### Task requirements:
Copy each line of the records that contains the word "page".

### Supplied information:
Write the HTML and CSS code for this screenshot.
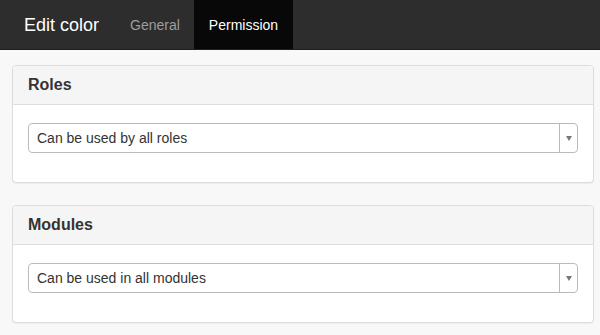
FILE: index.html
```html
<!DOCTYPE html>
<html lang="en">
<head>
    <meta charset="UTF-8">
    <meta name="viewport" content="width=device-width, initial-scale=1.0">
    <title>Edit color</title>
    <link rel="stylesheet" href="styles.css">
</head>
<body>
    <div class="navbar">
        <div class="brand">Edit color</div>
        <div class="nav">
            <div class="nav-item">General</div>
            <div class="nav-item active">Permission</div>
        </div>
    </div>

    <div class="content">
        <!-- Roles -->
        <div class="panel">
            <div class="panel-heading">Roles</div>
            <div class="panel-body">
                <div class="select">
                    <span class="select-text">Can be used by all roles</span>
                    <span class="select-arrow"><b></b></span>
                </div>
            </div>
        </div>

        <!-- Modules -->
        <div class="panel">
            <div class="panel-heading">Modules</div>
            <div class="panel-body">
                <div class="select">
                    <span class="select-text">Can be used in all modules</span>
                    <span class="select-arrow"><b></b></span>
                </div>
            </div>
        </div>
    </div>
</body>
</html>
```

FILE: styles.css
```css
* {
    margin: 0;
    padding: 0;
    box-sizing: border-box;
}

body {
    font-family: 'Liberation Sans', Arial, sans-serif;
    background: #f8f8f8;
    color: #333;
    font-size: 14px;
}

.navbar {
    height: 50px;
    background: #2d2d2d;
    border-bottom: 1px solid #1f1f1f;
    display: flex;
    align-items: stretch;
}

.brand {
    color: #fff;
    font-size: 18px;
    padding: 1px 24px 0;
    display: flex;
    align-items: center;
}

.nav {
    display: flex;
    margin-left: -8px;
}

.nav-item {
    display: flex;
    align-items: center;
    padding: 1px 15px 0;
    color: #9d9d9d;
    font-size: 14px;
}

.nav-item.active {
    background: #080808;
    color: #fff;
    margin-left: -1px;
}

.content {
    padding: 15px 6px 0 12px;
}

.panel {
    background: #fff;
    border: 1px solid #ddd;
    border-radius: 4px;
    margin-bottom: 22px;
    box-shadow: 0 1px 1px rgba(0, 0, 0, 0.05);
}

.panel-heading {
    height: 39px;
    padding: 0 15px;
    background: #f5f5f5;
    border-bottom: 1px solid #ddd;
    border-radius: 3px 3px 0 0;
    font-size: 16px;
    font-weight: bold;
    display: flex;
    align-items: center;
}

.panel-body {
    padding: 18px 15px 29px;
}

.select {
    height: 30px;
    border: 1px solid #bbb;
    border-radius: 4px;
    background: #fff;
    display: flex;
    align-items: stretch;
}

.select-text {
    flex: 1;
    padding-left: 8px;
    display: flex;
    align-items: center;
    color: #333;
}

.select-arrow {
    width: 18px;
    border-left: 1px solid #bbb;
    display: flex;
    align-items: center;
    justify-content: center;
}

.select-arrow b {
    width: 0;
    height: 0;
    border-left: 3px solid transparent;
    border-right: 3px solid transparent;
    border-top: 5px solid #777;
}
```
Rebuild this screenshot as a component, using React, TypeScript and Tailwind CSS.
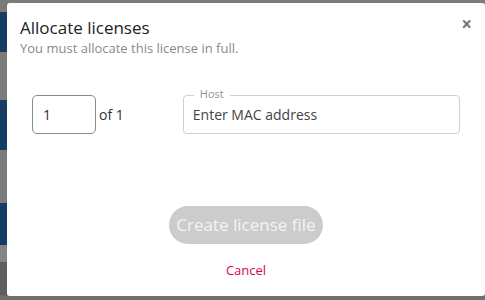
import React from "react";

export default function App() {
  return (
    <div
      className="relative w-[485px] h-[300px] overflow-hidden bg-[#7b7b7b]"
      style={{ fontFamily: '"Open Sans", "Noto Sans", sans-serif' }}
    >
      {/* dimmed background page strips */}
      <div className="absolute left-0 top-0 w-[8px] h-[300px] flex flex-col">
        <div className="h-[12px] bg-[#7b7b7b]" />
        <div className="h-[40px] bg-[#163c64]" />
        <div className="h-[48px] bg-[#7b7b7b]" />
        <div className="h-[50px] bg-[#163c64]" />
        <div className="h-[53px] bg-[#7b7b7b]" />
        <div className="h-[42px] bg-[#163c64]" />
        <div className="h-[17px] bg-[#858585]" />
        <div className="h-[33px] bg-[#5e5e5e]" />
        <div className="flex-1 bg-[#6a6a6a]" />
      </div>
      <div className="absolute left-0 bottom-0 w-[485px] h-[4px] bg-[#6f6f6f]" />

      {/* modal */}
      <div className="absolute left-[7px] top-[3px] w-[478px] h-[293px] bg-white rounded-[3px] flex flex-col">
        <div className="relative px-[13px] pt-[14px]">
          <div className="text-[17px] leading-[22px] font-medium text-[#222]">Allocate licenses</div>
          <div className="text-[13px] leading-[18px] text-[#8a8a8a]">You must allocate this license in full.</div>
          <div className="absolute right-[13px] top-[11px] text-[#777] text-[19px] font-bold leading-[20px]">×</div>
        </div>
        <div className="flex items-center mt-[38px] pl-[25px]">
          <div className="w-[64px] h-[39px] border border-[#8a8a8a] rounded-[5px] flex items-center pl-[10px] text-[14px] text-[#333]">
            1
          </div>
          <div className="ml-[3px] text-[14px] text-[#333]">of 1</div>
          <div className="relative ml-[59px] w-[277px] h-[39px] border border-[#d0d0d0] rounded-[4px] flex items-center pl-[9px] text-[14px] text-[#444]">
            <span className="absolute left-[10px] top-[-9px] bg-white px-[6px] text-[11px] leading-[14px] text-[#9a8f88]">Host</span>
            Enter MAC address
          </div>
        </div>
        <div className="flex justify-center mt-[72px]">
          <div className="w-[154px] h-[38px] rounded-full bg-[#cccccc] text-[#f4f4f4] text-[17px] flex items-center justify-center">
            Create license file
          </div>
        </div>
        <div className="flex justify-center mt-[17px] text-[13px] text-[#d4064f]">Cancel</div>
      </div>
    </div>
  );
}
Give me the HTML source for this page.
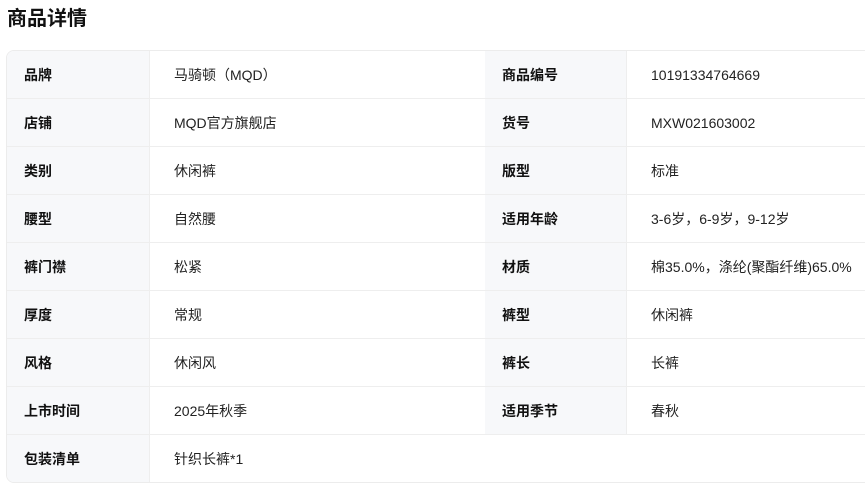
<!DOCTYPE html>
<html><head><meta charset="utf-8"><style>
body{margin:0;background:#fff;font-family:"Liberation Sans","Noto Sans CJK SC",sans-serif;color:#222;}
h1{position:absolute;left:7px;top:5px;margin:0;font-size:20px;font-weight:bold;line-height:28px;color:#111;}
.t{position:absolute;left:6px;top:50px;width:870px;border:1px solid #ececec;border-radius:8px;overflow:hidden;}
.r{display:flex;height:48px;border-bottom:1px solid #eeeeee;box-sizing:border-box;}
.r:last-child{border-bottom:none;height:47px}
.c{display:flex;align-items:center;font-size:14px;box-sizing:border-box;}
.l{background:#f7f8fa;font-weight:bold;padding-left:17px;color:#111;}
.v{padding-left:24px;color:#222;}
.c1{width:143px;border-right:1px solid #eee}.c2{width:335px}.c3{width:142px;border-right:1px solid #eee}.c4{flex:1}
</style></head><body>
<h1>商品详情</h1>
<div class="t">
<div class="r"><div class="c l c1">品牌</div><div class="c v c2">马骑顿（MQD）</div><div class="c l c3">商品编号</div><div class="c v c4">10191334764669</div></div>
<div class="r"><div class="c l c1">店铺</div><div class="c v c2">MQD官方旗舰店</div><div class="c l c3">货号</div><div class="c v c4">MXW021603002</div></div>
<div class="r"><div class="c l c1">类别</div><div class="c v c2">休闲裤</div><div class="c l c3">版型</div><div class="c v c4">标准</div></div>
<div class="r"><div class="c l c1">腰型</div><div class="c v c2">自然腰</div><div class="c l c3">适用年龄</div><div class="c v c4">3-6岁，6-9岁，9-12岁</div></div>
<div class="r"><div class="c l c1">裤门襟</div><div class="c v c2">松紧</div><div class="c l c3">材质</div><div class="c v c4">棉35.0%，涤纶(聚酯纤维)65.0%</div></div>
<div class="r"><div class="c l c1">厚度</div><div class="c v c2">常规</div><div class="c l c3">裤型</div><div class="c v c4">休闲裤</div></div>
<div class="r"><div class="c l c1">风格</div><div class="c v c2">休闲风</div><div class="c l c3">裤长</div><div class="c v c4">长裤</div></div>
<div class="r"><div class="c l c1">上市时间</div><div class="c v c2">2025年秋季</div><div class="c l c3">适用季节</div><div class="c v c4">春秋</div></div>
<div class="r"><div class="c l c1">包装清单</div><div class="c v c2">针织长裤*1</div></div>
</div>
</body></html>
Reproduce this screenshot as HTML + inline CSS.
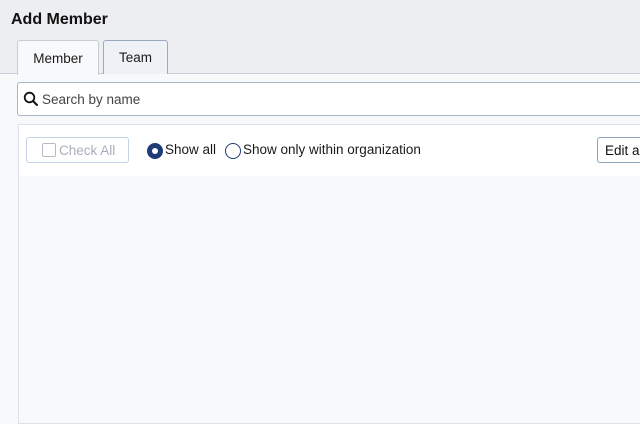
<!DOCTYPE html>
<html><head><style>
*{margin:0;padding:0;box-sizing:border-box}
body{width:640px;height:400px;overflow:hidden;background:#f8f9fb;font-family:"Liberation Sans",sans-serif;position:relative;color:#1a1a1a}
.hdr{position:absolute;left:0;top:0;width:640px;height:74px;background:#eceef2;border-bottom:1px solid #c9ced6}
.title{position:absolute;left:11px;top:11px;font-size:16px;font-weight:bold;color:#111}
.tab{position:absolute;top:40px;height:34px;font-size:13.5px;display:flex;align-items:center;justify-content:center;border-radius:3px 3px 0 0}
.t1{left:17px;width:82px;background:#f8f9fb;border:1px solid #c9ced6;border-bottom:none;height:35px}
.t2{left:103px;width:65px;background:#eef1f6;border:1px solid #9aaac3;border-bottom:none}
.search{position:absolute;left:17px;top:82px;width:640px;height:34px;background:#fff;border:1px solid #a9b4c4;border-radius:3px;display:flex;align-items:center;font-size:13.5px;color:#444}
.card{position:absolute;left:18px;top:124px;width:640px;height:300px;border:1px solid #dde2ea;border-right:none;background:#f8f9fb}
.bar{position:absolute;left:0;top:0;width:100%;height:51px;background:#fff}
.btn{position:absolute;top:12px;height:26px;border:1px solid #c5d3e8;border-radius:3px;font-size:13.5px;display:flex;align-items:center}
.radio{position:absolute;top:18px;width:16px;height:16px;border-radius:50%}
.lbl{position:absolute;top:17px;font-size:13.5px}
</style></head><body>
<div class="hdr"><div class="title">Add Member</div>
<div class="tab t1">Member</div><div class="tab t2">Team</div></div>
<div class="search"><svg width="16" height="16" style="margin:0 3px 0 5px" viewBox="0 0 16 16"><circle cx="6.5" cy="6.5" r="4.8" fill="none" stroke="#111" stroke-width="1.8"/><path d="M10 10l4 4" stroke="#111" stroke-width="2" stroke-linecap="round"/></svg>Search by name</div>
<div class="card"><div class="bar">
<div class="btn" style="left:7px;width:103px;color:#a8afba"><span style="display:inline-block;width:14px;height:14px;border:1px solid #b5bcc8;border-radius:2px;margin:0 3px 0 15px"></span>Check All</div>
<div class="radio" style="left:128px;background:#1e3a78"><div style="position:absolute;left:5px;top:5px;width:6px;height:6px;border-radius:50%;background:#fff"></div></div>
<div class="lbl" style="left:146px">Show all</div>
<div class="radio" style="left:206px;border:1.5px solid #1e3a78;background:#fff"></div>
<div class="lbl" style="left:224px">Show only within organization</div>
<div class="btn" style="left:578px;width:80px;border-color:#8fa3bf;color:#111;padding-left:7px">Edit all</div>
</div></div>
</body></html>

### Completed task:
      {/* dimmed background page strips */}
Give me the HTML source for this page.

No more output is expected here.